Summary Judgment Motions
The court ultimately ruled on the motions for summary judgment filed by the defendants and Rullan's cross-motions. Greenberg's motion for partial summary judgment was denied, as the court found that genuine disputes of material fact existed regarding the enforceability of the partnership agreement and the claims against him. Goden's motion was granted in part and denied in part; it was denied with respect to Rullan's claims based on the partnership agreement while allowing for further examination of the fraudulent inducement and unjust enrichment claims. Rullan's cross-motions for summary judgment were denied, primarily due to the presence of unresolved factual disputes regarding the breach of contract claims against both Greenberg and Goden.

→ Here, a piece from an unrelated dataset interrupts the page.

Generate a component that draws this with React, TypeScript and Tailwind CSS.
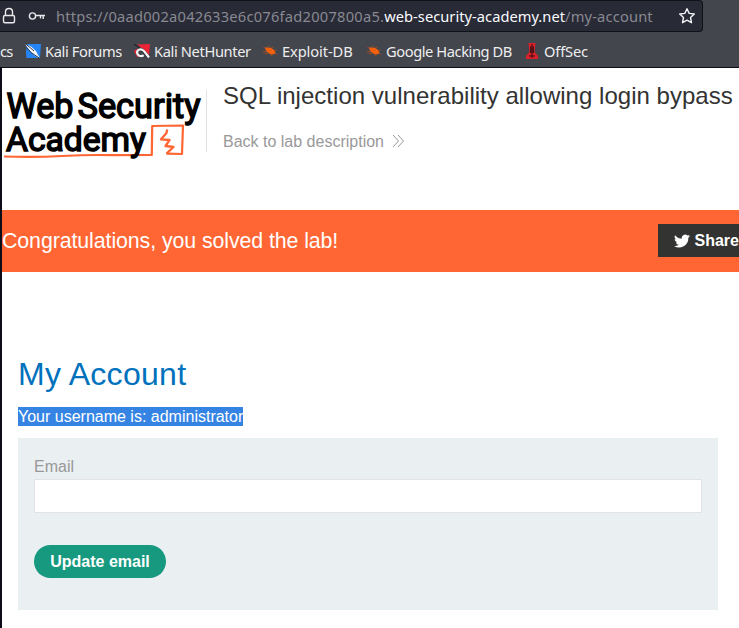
import React from 'react';

function Bookmark({ icon, label, className }: { icon: React.ReactNode; label: string; className: string }) {
  return (
    <div className={`flex shrink-0 items-center ${className}`}>
      {icon}
      <span>{label}</span>
    </div>
  );
}

const Bug = () => (
  <svg width="16" height="16" viewBox="0 0 16 16" className="mr-1 shrink-0">
    <path d="M3 4.6L6 4.4 9.5 5 12 7 13.5 9.8 12 11.2 8.5 11.2 5.5 9.5 3.6 7z" fill="#f2600c" />
    <path d="M3.5 5.2L1.5 4.5M6 4.5L7 2.6M9 5L11.5 3.8M12 7.5L14.6 7M13 10L15 11.5M4.5 8.5L1 8.7M6 9.8L2.8 11M9 11L10 13" stroke="#b34f1f" strokeWidth=".8" fill="none" />
  </svg>
);

const Logo = () => (
  <svg width="204" height="76" viewBox="0 0 204 76" className="shrink-0 overflow-visible">
    <g fill="#000" stroke="#000" strokeWidth="1.5" fontFamily="Roboto, sans-serif" fontWeight="400">
      <text x="4.5" y="33.8" fontSize="35.5" textLength="67" lengthAdjust="spacingAndGlyphs">Web</text>
      <text x="75.5" y="33.8" fontSize="35.5" textLength="123" lengthAdjust="spacingAndGlyphs">Security</text>
    </g>
    <g fill="none" stroke="#ff6633" strokeLinejoin="round">
      <path d="M2 72.5Q32 73.5 60 72T111 71.2L149.8 71 150.2 42 181 41.5 180 70 164.5 69.6" strokeWidth="2.2" />
      <path d="M165.2 45.5L164.5 49 159 55.3 167.5 56 163.5 62 171.5 63 164.5 69.6" strokeWidth="2.3" />
    </g>
    <text x="4" y="66.7" fontSize="34" textLength="140" lengthAdjust="spacingAndGlyphs" fill="#000" stroke="#000" strokeWidth="1.5" fontFamily="Roboto, sans-serif" fontWeight="400">Academy</text>
  </svg>
);

export default function App() {
  return (
    <div className="h-[628px] w-[739px] overflow-hidden bg-white font-['Liberation_Sans',Arial,sans-serif]">
      <header className="h-[68px] border-b border-[#0d0d12] bg-[#44464d] font-['Noto_Sans',sans-serif]">
        <div className="flex h-8 w-[703px] items-center rounded-r-[4px] border-y border-r border-[#111217] bg-[#282a36]">
          <svg width="18" height="20" viewBox="0 0 18 20" className="shrink-0" fill="none" stroke="#e9e9eb" strokeWidth="1.4">
            <rect x="3.5" y="9.5" width="11" height="7.2" rx="1.5" />
            <path d="M5.5 9.5V5.8C5.5 1.3 12.5 1.3 12.5 5.8V9.5" />
          </svg>
          <svg width="18" height="16" viewBox="0 0 18 16" className="ml-[10px] shrink-0" fill="none" stroke="#e9e9eb" strokeWidth="1.4">
            <circle cx="4.5" cy="8" r="3.1" />
            <path d="M7.6 7.5H17M12.5 7.5V10.5M15.2 7.5V11" />
          </svg>
          <div className="ml-[10px] w-[600px] whitespace-nowrap text-[14.67px] leading-5 text-[#888991]">
            <span className="tracking-[0.24px]">https://0aad002a042633e6c076fad2007800a5.</span>
            <span className="tracking-[0.03px] text-[#fbfbfe]">web-security-academy.net</span>
            <span className="tracking-[0.17px]">/my-account</span>
          </div>
          <svg width="18" height="18" viewBox="0 0 18 18" className="ml-[22px] shrink-0" fill="none" stroke="#f3f3f5" strokeWidth="1.4" strokeLinejoin="round">
            <path d="M9 1.7L11.2 6.4 16.3 7 12.5 10.5 13.5 15.7 9 13.2 4.5 15.7 5.5 10.5 1.7 7 6.8 6.4z" />
          </svg>
        </div>
        <nav className="flex h-[35px] items-center whitespace-nowrap pt-[3px] text-[14.67px] leading-5 text-[#eeeeef]">
          <span className="flex w-[25px] shrink-0 tracking-[-0.9px]">cs</span>
          <Bookmark
            label="Kali Forums"
            className="w-[109px] tracking-[-0.37px]"
            icon={
              <svg width="16" height="16" viewBox="0 0 16 16" className="mr-1 shrink-0">
                <path d="M2 1H16L15 15H1.5L1 9z" fill="#2585f5" />
                <path d="M0 1L6 3.5 11 8 12.5 11 15 15.5 9.5 12.5 5.5 8.5z" fill="#f4f5f7" />
                <path d="M0 .5L5 4.5 9 8M1.5 4.5L6 9.5 15 15.5" stroke="#252a32" strokeWidth=".9" fill="none" />
              </svg>
            }
          />
          <Bookmark
            label="Kali NetHunter"
            className="w-[128px] tracking-[-0.37px]"
            icon={
              <svg width="16" height="16" viewBox="0 0 16 16" className="mr-1 shrink-0">
                <path d="M3 1.5L16 1 15 12 10 7z" fill="#ee2436" />
                <path d="M0 8L4 5 4 9 7 14 3 14z" fill="#ee2436" />
                <path d="M0 1L6 5" stroke="#282a30" strokeWidth="1.5" />
                <path d="M14.5 14.5L10 8.5C6 4.5 2.5 7.5 4 11C5 13.5 8.5 14 9.5 12" fill="none" stroke="#282a30" strokeWidth="3.2" />
                <path d="M15 14.5L10 8C6 4.5 2 7.5 3.5 11C5 13.8 8.5 13.5 9.5 12" fill="none" stroke="#f5f5f6" strokeWidth="2.3" />
              </svg>
            }
          />
          <Bookmark label="Exploit-DB" className="w-[104px] tracking-[-0.1px]" icon={<Bug />} />
          <Bookmark label="Google Hacking DB" className="w-[158px] tracking-[-0.42px]" icon={<Bug />} />
          <Bookmark
            label="OffSec"
            className="w-[70px] tracking-[-0.15px]"
            icon={
              <svg width="16" height="16" viewBox="0 0 16 16" className="mr-1 shrink-0">
                <path d="M4.5 0H11.5L10.5 9 14 13V16H2V13L5.5 9z" fill="#dc2027" />
                <path d="M8 1V15M6.7 3.5V10M9.3 3.5V10M5 13H11" stroke="#3c1014" strokeWidth="1.1" fill="none" />
              </svg>
            }
          />
        </nav>
      </header>

      <main className="h-[560px] border-l-2 border-[#0c0d18]">
        <section className="flex h-[142px] pt-[16px]">
          <Logo />
          <div className="mt-[6px] h-[62px] w-px shrink-0 bg-[#e3e3e3]" />
          <div className="ml-4 whitespace-nowrap">
            <h2 className="text-[24px] leading-6 tracking-[0.02px] text-[#333332]">SQL injection vulnerability allowing login bypass</h2>
            <a className="mt-[25px] flex items-center text-[16px] leading-[18px] text-[#999]">
              Back to lab description
              <svg width="13" height="14" viewBox="0 0 13 14" className="mb-[2px] ml-2" fill="none" stroke="#999" strokeWidth="1">
                <path d="M1 1L6.5 7 1 13M6 1L11.5 7 6 13" />
              </svg>
            </a>
          </div>
        </section>

        <section className="flex h-[62px] items-start justify-between bg-[#ff6633] pt-[14px] text-white">
          <p className="whitespace-nowrap pt-px text-[21.33px] leading-8 tracking-[-0.08px]">Congratulations, you solved the lab!</p>
          <div className="flex h-[33px] w-[81px] items-center overflow-hidden bg-[#333332] pl-4 text-[16px] font-bold">
            <svg width="16" height="16" viewBox="0 0 24 24" className="mr-[4.5px] shrink-0" fill="white">
              <path d="M24 4.6a10 10 0 0 1-2.8.8 5 5 0 0 0 2.1-2.7 10 10 0 0 1-3.1 1.2 4.9 4.9 0 0 0-8.4 4.5A14 14 0 0 1 1.7 3.2 4.9 4.9 0 0 0 3.2 9.7a5 5 0 0 1-2.2-.6v.1a4.9 4.9 0 0 0 3.9 4.8 5 5 0 0 1-2.2.1 4.9 4.9 0 0 0 4.6 3.4A9.9 9.9 0 0 1 0 19.5a14 14 0 0 0 21.5-12.4A10 10 0 0 0 24 4.6z" />
            </svg>
            Share
          </div>
        </section>

        <section className="pl-4 pr-[21px] pt-[82px]">
          <h1 className="text-[32px] leading-10 tracking-[0.3px] text-[#0071bc]">My Account</h1>
          <p className="mt-[13px] w-[225px] whitespace-nowrap bg-[#3584e4] text-[16px] leading-[19px] text-white">Your username is: administrator</p>
          <form className="mt-3 h-[172px] bg-[#eaeff2] px-4 pt-[19px]">
            <label className="block text-[16px] leading-[19px] text-[#999]">Email</label>
            <input className="mt-[3px] block h-[34px] w-full border border-[#e3e3e3] bg-white outline-none" />
            <button type="button" className="mt-8 h-[33px] w-[132px] rounded-full bg-[#16997e] text-[16px] font-bold text-white">Update email</button>
          </form>
        </section>
      </main>
    </div>
  );
}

Overall, the court emphasized that these issues required a more thorough examination rather than resolution through summary judgment.
Conclusion
The court's decision underscored the principle that partnership agreements can constitute binding contracts if the parties demonstrate mutual assent and engage in performance under the agreement, despite requiring future formalities. The findings regarding Rullan's claims of fraudulent inducement and unjust enrichment highlighted the importance of factual determinations in contract disputes. Ultimately, the court's refusal to grant summary judgment in favor of the defendants illustrated the complexity of the case and the necessity of trial to resolve the outstanding issues surrounding the partnership and its dissolution. This ruling served as a reminder of the legal standards governing contract enforceability and the treatment of equitable claims in the context of business relationships.